ICT

Nigeria mulls talks with Ghana, others, to protect undersea cables

Photo caption: Minister of Communications and Digital Economy, Bosun Tijani

The Minister of Communications and Digital Economy, Bosun Tijani, has announced plans to spearhead a global collaboration aimed at enhancing the protection of undersea cables.
The minister made this disclosure on social media platform, X (formerly Twitter) on Sunday.
This comment came against the backdrop of undersea cable cut that has affected Ghana, Togo, Senegal, among others.
Recognising the critical role these cables play in the digital economy, Tijani emphasised the need to review international laws and foster partnerships with regional and global bodies to accelerate efforts to safeguard this vital infrastructure.
Assuring those affected by the disruptions, Tijani stated that the Nigerian Communications Commission was actively working with all relevant stakeholders to swiftly resolve the issues at hand.
According to him, the initiative marks a significant step towards ensuring the resilience and reliability of undersea cables, crucial lifelines in today’s interconnected world.
Tijani said, “I must commend the selflessness shown by the leadership of @GloWorld @WIOCC_ @MTNNG @Mainoneservice and the entire sector in coming together to limit the impact of the cuts.
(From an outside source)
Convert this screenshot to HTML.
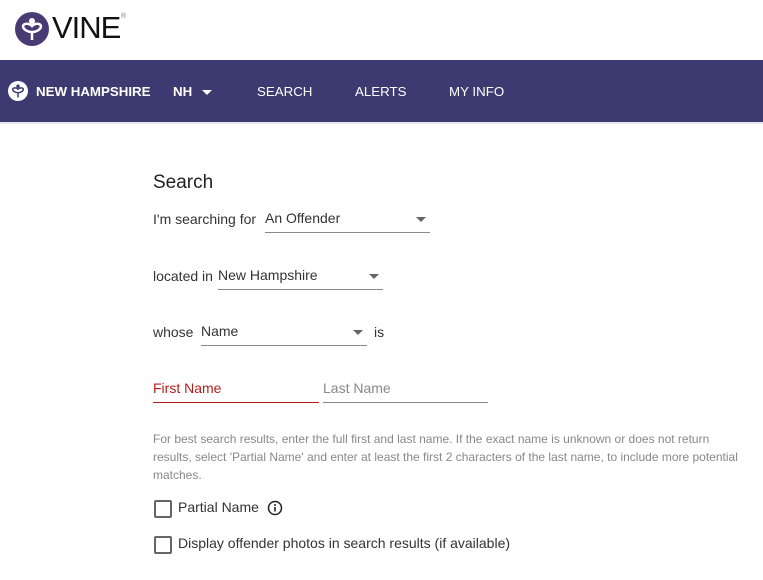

Your actions are helping us all to better prepare for the future.
“This is also an opportunity for us to review international laws and collaborations to adequately protect undersea cables, and I will be engaging regional and global bodies to accelerate efforts on this crucial agenda.
“To those experiencing disruption, please rest assured that @NgComCommission is working with all key stakeholders to resolve the matter in the shortest possible time.”
On Thursday, cuts to the undersea cable supplying broadband Internet connectivity to Nigeria and countries in the West African sub-region forced many banks and other financial institutions, as well as telecom companies and allied firms, to scale down their operations.
Cable companies—West African Cable System and African Coast to Europe in the West Coast route from Europe—have experienced faults, while SAT3 and MainOne have downtime.
Meanwhile, President of the Association Of Mobile Money and Bank Agents In Nigeria, Sarafadeen Fasasi, speaking with The PUNCH, said that there the disruption in the internet service had led to huge reconciliation issues for his members.
He said, “Financial services now ride on technology and internet connectivity. With that breach, several transactions have been affected. Lots of bank transfers for customers did not go through, whereas our agents have been debited leading to issues with customers. The customers do not want to understand whereas the monies have left the wallet of the agents. It has been a serious headache in the last couple of days. It is improving now but there are huge reconciliation issues.”
It has also come to light that the undersea cable cuts may remain unsolved for several weeks.
Eight West African countries have been impacted by the disruption with users in South Africa also affected, after damage to four sub-sea cables. The cause of the cable cutting was still not known, though a shifting of the seabed was among the likely possibilities.
Already the National Communications Authority in Ghana has said that fixing the internet challenge will last a minimum of five weeks.
In an official statement, the NCA revealed that it hosted a meeting on Saturday, involving all subsea cable landing service providers and the three mobile operators affected by the situation.
“Based on the above, the subsea cable landing service providers have indicated an estimated time frame of a minimum of five (5) weeks for full service restoration from the time the vessels are dispatched to the various locations.
“The NCA recognizes the impact the disruptions have had on economic, academic and social activities and assures the public of its commitment to continue collaborating with relevant stakeholders,” NCA assured in the statement.
Meanwhile in Cote D’Ivoire, one of the countries where the faults took place has seen services restored.
According to a public relations expert in the French-speaking country, Charles Jama, services had been restored on Friday.
In a chat with a correspondent on Saturday night, he said, “Talking about the internet situation, currently here. The problem was fixed yesterday (Friday) so now it is good.”